What i recognized during this installation, ....we really need a better knowledge base! kind of sucks to search in all these posts and blogs ( and some of the posts were even my own!) ....

In order to help ( a bit) , i wrote down what i did so far. Just forced to the intel gpu, as nvidia does not seem to work nice nowadays, right? 


**** GUIDE **** 

First install Refind, make sure it is running. For me it automatically looks for the linux kernels, so no further problems here. 
However I used “default_selection vmlinuz-3.8” in the * refindpartition * /boot/efi/EFI/refind/refind.conf file in order to make ubuntu the  primary system.

Use gfxCardStatus 2.2.1 (!! - its an older version - the new one does not work) in OSX to switch graphic cards.

Then install Ubuntu. Start from the Usb-stick, choose testing (not direct install!). Use a terminal to install ubuntu via "ubiquity -b". This makes sure that no boot loader (grub) is installed. We will just use EFI for this. Do not reboot yet!

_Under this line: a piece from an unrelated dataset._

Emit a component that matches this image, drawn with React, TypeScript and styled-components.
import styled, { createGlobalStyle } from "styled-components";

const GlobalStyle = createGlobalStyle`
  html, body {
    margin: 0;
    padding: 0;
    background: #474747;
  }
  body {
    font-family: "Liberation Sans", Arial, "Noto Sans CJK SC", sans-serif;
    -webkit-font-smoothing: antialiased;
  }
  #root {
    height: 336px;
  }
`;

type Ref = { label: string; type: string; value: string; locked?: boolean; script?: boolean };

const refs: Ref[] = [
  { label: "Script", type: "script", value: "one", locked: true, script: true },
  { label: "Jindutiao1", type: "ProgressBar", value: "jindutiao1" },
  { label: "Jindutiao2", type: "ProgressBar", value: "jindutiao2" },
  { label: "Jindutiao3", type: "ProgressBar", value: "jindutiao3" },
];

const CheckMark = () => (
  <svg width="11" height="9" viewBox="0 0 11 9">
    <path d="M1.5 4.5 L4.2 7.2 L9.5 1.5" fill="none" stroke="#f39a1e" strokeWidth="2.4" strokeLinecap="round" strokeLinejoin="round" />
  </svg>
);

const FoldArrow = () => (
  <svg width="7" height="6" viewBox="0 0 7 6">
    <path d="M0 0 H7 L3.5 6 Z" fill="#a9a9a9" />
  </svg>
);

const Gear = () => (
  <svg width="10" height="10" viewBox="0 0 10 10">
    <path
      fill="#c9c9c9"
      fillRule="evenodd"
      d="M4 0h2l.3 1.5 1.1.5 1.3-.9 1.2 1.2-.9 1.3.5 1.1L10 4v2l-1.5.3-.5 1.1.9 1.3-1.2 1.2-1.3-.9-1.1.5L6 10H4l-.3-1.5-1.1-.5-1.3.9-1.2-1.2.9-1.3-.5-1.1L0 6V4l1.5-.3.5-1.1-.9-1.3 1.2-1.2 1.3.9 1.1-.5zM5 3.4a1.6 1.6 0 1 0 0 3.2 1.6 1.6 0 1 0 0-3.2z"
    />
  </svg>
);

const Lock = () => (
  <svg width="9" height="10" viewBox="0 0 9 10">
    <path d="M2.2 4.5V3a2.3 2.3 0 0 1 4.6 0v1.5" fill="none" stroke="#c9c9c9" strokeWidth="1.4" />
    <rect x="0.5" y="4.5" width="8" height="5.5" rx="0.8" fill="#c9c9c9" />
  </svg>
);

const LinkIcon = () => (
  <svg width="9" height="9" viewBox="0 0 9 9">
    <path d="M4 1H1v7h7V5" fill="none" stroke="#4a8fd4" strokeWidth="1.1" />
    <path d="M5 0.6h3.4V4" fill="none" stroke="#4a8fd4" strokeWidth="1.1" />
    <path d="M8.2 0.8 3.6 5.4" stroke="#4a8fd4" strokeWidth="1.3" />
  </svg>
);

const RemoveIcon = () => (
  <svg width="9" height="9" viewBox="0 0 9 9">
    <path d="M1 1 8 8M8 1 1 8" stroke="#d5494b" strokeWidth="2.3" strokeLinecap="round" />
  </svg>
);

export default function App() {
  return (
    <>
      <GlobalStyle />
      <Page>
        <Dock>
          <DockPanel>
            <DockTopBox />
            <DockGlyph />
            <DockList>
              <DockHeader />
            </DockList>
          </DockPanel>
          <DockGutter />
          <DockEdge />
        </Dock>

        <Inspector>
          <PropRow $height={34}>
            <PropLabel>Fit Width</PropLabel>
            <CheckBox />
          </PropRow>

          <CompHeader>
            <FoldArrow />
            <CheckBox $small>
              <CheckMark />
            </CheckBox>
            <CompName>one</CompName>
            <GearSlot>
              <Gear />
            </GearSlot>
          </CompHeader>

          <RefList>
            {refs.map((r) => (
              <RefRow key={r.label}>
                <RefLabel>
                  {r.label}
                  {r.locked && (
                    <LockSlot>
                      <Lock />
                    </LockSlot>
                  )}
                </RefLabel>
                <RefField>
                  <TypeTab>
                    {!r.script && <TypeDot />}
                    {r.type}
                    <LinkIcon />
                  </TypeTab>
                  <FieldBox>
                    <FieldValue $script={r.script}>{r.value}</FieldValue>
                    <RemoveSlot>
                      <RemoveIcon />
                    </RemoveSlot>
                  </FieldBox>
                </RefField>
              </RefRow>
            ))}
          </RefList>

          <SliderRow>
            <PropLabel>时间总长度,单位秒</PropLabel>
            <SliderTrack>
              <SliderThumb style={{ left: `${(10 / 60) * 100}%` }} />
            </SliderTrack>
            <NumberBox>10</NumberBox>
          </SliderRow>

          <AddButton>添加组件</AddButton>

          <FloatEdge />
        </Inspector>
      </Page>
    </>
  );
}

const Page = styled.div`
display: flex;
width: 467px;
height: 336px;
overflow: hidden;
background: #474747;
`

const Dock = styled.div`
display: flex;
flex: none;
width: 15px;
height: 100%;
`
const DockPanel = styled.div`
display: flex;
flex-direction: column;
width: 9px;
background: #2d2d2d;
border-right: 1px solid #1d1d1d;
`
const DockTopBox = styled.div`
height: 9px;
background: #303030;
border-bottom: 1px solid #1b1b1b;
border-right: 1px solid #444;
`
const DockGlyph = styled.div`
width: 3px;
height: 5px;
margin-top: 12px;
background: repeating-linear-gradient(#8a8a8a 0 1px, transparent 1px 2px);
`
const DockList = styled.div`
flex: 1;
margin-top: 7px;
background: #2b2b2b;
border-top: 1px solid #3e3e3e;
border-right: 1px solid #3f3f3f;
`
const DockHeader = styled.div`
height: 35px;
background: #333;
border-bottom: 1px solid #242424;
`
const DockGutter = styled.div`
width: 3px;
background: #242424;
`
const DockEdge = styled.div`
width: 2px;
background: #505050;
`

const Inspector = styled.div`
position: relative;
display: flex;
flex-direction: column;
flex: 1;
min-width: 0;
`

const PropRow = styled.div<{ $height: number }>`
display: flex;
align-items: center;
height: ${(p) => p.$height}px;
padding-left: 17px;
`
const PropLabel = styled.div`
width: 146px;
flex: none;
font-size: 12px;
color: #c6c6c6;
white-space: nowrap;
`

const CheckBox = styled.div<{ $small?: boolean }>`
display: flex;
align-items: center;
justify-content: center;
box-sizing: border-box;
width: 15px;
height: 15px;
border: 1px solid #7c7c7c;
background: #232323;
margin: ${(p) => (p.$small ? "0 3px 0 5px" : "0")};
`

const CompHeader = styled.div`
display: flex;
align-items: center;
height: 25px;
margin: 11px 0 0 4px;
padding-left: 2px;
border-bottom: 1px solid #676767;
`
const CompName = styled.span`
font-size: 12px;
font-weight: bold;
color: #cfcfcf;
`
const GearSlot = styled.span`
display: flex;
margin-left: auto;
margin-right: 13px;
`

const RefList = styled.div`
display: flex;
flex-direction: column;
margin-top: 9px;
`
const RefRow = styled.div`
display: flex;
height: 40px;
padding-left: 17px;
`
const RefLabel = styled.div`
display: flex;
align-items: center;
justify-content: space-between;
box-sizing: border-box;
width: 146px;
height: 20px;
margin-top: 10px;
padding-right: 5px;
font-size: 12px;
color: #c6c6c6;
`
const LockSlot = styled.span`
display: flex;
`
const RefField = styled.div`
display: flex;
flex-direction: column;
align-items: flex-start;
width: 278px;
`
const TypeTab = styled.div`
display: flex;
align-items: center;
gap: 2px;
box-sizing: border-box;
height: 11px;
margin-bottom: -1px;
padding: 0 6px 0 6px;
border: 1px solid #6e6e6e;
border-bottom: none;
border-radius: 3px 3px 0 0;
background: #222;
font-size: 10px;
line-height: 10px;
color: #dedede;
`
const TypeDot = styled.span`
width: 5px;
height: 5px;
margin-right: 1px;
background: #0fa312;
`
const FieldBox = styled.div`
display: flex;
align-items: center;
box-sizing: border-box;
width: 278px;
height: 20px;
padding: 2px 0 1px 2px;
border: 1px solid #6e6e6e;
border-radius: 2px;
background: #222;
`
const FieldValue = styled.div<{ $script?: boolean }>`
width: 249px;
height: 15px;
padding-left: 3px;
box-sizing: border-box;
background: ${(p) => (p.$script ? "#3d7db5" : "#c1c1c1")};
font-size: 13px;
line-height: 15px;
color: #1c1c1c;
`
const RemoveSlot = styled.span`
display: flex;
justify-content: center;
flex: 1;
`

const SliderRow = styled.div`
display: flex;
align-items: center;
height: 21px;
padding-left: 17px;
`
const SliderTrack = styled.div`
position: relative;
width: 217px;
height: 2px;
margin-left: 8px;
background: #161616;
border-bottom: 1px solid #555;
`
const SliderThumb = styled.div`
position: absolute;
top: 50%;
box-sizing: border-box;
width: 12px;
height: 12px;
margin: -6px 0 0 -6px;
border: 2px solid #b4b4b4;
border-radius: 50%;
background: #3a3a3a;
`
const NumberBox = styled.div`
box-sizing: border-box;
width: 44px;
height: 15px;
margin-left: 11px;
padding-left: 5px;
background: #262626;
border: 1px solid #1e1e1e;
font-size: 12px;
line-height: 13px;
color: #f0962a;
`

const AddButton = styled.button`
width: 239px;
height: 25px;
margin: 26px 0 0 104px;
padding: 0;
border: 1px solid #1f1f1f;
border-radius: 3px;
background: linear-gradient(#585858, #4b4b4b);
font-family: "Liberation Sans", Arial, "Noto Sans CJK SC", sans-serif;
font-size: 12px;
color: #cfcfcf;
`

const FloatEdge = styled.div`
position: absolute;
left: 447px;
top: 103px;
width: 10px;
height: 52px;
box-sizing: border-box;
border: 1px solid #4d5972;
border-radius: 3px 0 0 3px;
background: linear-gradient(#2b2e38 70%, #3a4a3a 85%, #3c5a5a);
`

Mount your root partition ( exactly, you need your /boot folder) and create a file there called "refind_linux.conf"  
Put the following lines inside:
"Boot using standard options" "root=UUID=****YOUR UUID**** ro quite nouveau.modeset=1 i915.modeset=1 splash $vt_handoff"
(find out your uuid of the partition with : sudo blkid ) 
It looks like  these two arguments are not needed (anymore) ... i915.lvds_use_ssc=0 i915.lvds_channel_mode=2

Now you should be able to boot if you forced the GPU to the internal (intel) in OSX.
But now the nvidia card is still running and consuming power. To switch it off I needed to add the following lines to the /etc/rc.local file, in order to make it work:  
chmod -R 705 /sys/kernel/debug/ 
chown USERNAME:USERNAME /sys/kernel/debug/vgaswitcheroo/switch

After a reboot you should be able to switch the card off via:  
echo IGD > /sys/kernel/debug/vgaswitcheroo/switch 
(first ensures to make use of the internal graphics card) … and:  
echo OFF > /sys/kernel/debug/vgaswitcheroo/switch
(which switches the nvidia off)  

You can add these lines to rc.local, but I had problems with this, so I just copied these lines into two files (called on / off) , made them executable ( sudo chmod +x /path/to/file )  and put them on the F3/F4 buttons.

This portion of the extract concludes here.